There is D-dimensional array A. The number D and the size Sd of every dimension d=1..D is input from keyboard. There is also 1-dimensional array E of size N. It consists of unique integer numbers 0..N-1. N is also input from keyboard.

First we need to fill A with elements of E so that every element is presented at least once (see comment on this). Then we need to generate all possible permutations of A. Every unique permutation (transpositions are considered as unique permutations) need to be stored in a file.

Please explain what algorithms/theoretical methods will be helpful here. I need the fastest possible solution (minimum time-complexity). Is there a way of counting the number of all possible permutations first? I will be really grateful for the pseudocode.

Comment: If there are several fillings possible, we need to work with all of them (this happens when N < S1*S2*..*SD).
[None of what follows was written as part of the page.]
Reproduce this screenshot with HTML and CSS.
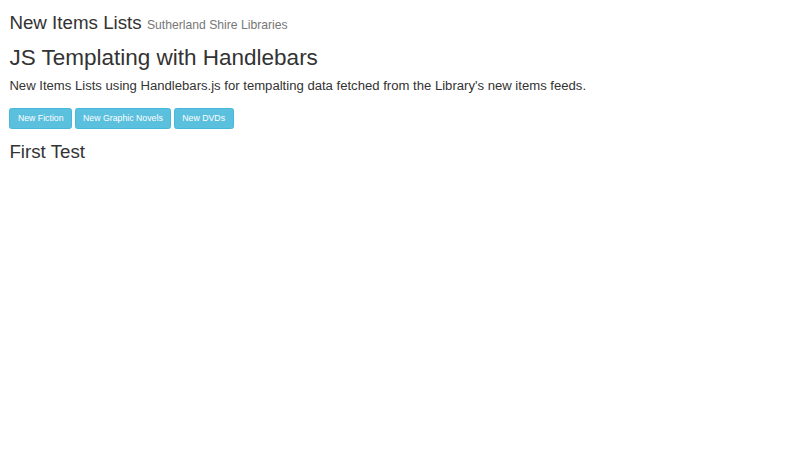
FILE: index.html
```html
<!DOCTYPE html>
<html lang="en">
<head>
<meta charset="utf-8">
<title>New Items Lists</title>
<link rel="stylesheet" href="styles.css">
</head>
<body>
<div class="container">
  <h2 class="title">New Items Lists <small class="subtitle">Sutherland Shire Libraries</small></h2>
  <h1 class="heading">JS Templating with Handlebars</h1>
  <p class="lead">New Items Lists using Handlebars.js for tempalting data fetched from the Library's new items feeds.</p>
  <p class="actions">
    <a class="btn" href="#">New Fiction</a>
    <a class="btn" href="#">New Graphic Novels</a>
    <a class="btn" href="#">New DVDs</a>
  </p>
  <h2 class="title">First Test</h2>
</div>
</body>
</html>
```

FILE: styles.css
```css
html, body {
  margin: 0;
  padding: 0;
  background: #fff;
}
body {
  font-family: "Liberation Sans", Arial, sans-serif;
  font-size: 8.75px;
  line-height: 1.428571;
  color: #333;
}
.container {
  padding: 0 9.375px;
}
.title {
  font-size: 18.75px;
  font-weight: 400;
  line-height: 1.1;
  margin: 12.5px 0 6.25px;
}
.subtitle {
  font-size: 65%;
  color: #777;
  font-weight: 400;
  line-height: 1;
}
.heading {
  font-size: 22.5px;
  font-weight: 400;
  line-height: 1.1;
  margin: 12.5px 0 6.25px;
}
.lead {
  font-size: 13.125px;
  font-weight: 300;
  line-height: 1.4;
  margin: 0 0 12.5px;
}
.actions {
  margin: 0 0 6.25px;
}
.btn {
  display: inline-block;
  padding: 3.75px 7.5px;
  font-size: 8.75px;
  line-height: 1.428571;
  color: #fff;
  background: #5bc0de;
  border: 0.625px solid #46b8da;
  border-radius: 2.5px;
  text-decoration: none;
  vertical-align: middle;
}
```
If there is impossible to fill an array (N > S1*S2*..*SD) the error need to be returned.

Answer 1

It is well-known that the number of non-negative integer solutions to $x_1+\dots+x_a = b$ is $\binom{a+b-1}{a-1}$, and the number of positive integer solutions is $\binom{b-1}{a-1}$. To see the latter, notice that a set $1 \leq i_1 < i_2 < \cdots < i_{a-1} \leq b-1$ corresponds to the solution $x_1 = i_1$, $x_2 = i_2 - 1$, ..., $x_{a-1} = i_{a-1} - i_{a-2}$, $x_a = b - i_{a-1}$.
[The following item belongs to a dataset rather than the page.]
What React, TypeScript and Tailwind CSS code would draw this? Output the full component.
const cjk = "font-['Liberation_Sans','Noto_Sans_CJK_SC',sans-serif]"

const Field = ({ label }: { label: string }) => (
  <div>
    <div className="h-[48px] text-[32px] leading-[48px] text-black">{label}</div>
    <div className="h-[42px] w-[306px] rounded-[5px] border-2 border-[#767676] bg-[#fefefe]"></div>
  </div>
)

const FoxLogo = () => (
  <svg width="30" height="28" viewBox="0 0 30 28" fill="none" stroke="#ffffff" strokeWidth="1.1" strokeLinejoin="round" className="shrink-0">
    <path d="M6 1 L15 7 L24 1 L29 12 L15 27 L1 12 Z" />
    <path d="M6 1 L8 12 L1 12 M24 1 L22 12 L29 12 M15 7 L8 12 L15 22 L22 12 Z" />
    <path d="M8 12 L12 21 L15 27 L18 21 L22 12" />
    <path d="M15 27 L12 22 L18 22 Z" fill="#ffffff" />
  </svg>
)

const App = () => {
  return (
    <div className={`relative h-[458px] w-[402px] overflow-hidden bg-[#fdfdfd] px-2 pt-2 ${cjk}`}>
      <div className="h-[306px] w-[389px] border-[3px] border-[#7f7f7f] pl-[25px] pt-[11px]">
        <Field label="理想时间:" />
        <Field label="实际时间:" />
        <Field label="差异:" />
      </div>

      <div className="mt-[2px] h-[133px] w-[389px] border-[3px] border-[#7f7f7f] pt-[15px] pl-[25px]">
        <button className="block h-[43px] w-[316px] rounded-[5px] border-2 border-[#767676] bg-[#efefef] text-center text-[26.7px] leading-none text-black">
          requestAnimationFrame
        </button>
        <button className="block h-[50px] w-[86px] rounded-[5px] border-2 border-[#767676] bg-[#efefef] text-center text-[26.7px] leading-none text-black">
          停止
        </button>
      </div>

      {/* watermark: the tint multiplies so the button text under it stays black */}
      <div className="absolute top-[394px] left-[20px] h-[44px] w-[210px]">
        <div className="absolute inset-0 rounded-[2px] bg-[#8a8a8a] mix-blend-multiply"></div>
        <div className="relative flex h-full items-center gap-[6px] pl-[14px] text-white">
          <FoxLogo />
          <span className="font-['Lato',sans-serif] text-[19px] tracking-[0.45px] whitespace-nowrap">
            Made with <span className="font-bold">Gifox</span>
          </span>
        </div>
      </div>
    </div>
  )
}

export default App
Therefore the number of ways to fill your array is $$ \binom{S-1}{N-1} \cdot S!, \text{ where } S = S_1 S_2 \cdots S_D. $$ Indeed, if you sort each filling then you get $x_i$ many $i$'s for $0 \leq i \leq N-1$, where $x_i \geq 1$ and $\sum_i x_i = S$.
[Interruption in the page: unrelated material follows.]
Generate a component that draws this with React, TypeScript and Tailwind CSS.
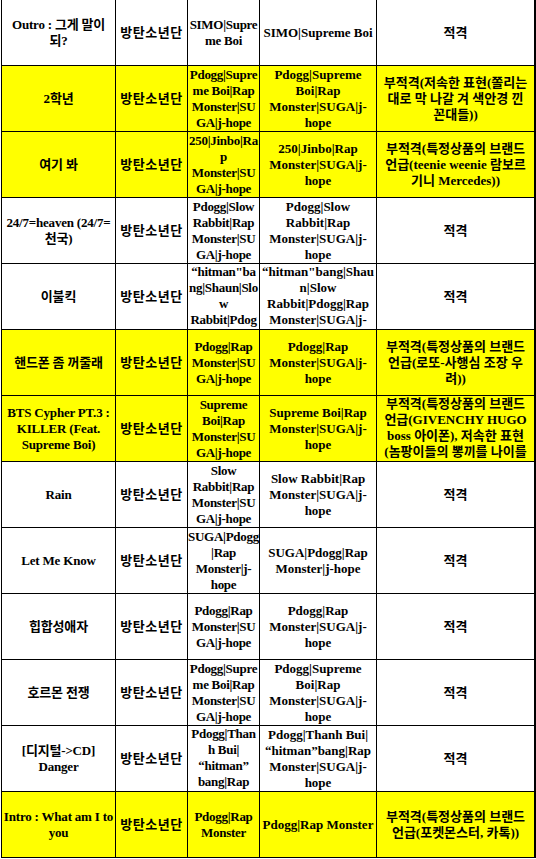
import React from 'react';

type Row = {
  title: string;
  artist: string;
  credits: string;
  rating: string;
  flagged?: boolean;
};

const rows: Row[] = [
  { title: 'Outro : 그게 말이 되?', artist: '방탄소년단', credits: 'SIMO|Supreme Boi', rating: '적격' },
  {
    title: '2학년',
    artist: '방탄소년단',
    credits: 'Pdogg|Supreme Boi|Rap Monster|SUGA|j-hope',
    rating: '부적격(저속한 표현(쫄리는 대로 막 나갈 겨 색안경 낀 꼰대들))',
    flagged: true,
  },
  {
    title: '여기 봐',
    artist: '방탄소년단',
    credits: '250|Jinbo|Rap Monster|SUGA|j-hope',
    rating: '부적격(특정상품의 브랜드 언급(teenie weenie 람보르기니 Mercedes))',
    flagged: true,
  },
  {
    title: '24/7=heaven (24/7=천국)',
    artist: '방탄소년단',
    credits: 'Pdogg|Slow Rabbit|Rap Monster|SUGA|j-hope',
    rating: '적격',
  },
  {
    title: '이불킥',
    artist: '방탄소년단',
    credits: '“hitman"bang|Shaun|Slow Rabbit|Pdogg|Rap Monster|SUGA|j-hope',
    rating: '적격',
  },
  {
    title: '핸드폰 좀 꺼줄래',
    artist: '방탄소년단',
    credits: 'Pdogg|Rap Monster|SUGA|j-hope',
    rating: '부적격(특정상품의 브랜드 언급(로또-사행심 조장 우려))',
    flagged: true,
  },
  {
    title: 'BTS Cypher PT.3 : KILLER (Feat. Supreme Boi)',
    artist: '방탄소년단',
    credits: 'Supreme Boi|Rap Monster|SUGA|j-hope',
    rating: '부적격(특정상품의 브랜드 언급(GIVENCHY HUGO boss 아이폰), 저속한 표현(놈팡이들의 뽕끼를 나이를 먹고))',
    flagged: true,
  },
  { title: 'Rain', artist: '방탄소년단', credits: 'Slow Rabbit|Rap Monster|SUGA|j-hope', rating: '적격' },
  { title: 'Let Me Know', artist: '방탄소년단', credits: 'SUGA|Pdogg|Rap Monster|j-hope', rating: '적격' },
  { title: '힙합성애자', artist: '방탄소년단', credits: 'Pdogg|Rap Monster|SUGA|j-hope', rating: '적격' },
  {
    title: '호르몬 전쟁',
    artist: '방탄소년단',
    credits: 'Pdogg|Supreme Boi|Rap Monster|SUGA|j-hope',
    rating: '적격',
  },
  {
    title: '[디지털->CD] Danger',
    artist: '방탄소년단',
    // zero-width spaces let the quoted name wrap on its own like the source sheet
    credits: 'Pdogg|Thanh Bui|\u200B“hitman”\u200Bbang|Rap Monster|SUGA|j-hope',
    rating: '적격',
  },
  {
    title: 'Intro : What am I to you',
    artist: '방탄소년단',
    credits: 'Pdogg|Rap Monster',
    rating: '부적격(특정상품의 브랜드 언급(포켓몬스터, 카톡))',
    flagged: true,
  },
];

function Cell({
  children,
  flagged,
  className = '',
}: {
  children: React.ReactNode;
  flagged?: boolean;
  className?: string;
}) {
  return (
    <div
      className={`flex flex-col overflow-hidden border-r border-b border-black ${
        flagged ? 'bg-[#ffff00]' : 'bg-white'
      }`}
    >
      <div className={`my-auto text-center break-words ${className}`}>{children}</div>
    </div>
  );
}

export default function App() {
  return (
    <div className="w-[536px] h-[859px] bg-white overflow-hidden">
      <div className="ml-px w-[535px] border-l border-r border-black">
        <div className="grid grid-cols-[114px_72px_72px_117px_158px] auto-rows-[66px] font-['Liberation_Serif','Noto_Sans_CJK_KR',serif] text-[13px] leading-4 font-bold text-black">
          {rows.map((row, i) => (
            <React.Fragment key={i}>
              <Cell flagged={row.flagged} className="tracking-[-0.2px]">
                {row.title}
              </Cell>
              <Cell flagged={row.flagged} className="tracking-[0.5px]">
                {row.artist}
              </Cell>
              <Cell flagged={row.flagged} className="tracking-[-0.28px]">
                {row.credits}
              </Cell>
              <Cell flagged={row.flagged}>{row.credits}</Cell>
              <Cell flagged={row.flagged} className="px-[4px]">
                {row.rating}
              </Cell>
            </React.Fragment>
          ))}
        </div>
      </div>
    </div>
  );
}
You can generate all the fillings by first generating all solutions to $x_0 + \cdots + x_{N-1} = S$ (which you can do recursively, for example, or using an algorithm for generating all subsets of $[S-1]$ of size $[N-1]$, and converting each subset to a solution in the obvious way), filling the array in nondecreasing order accordingly, and then generating all permutations (a well-known problem).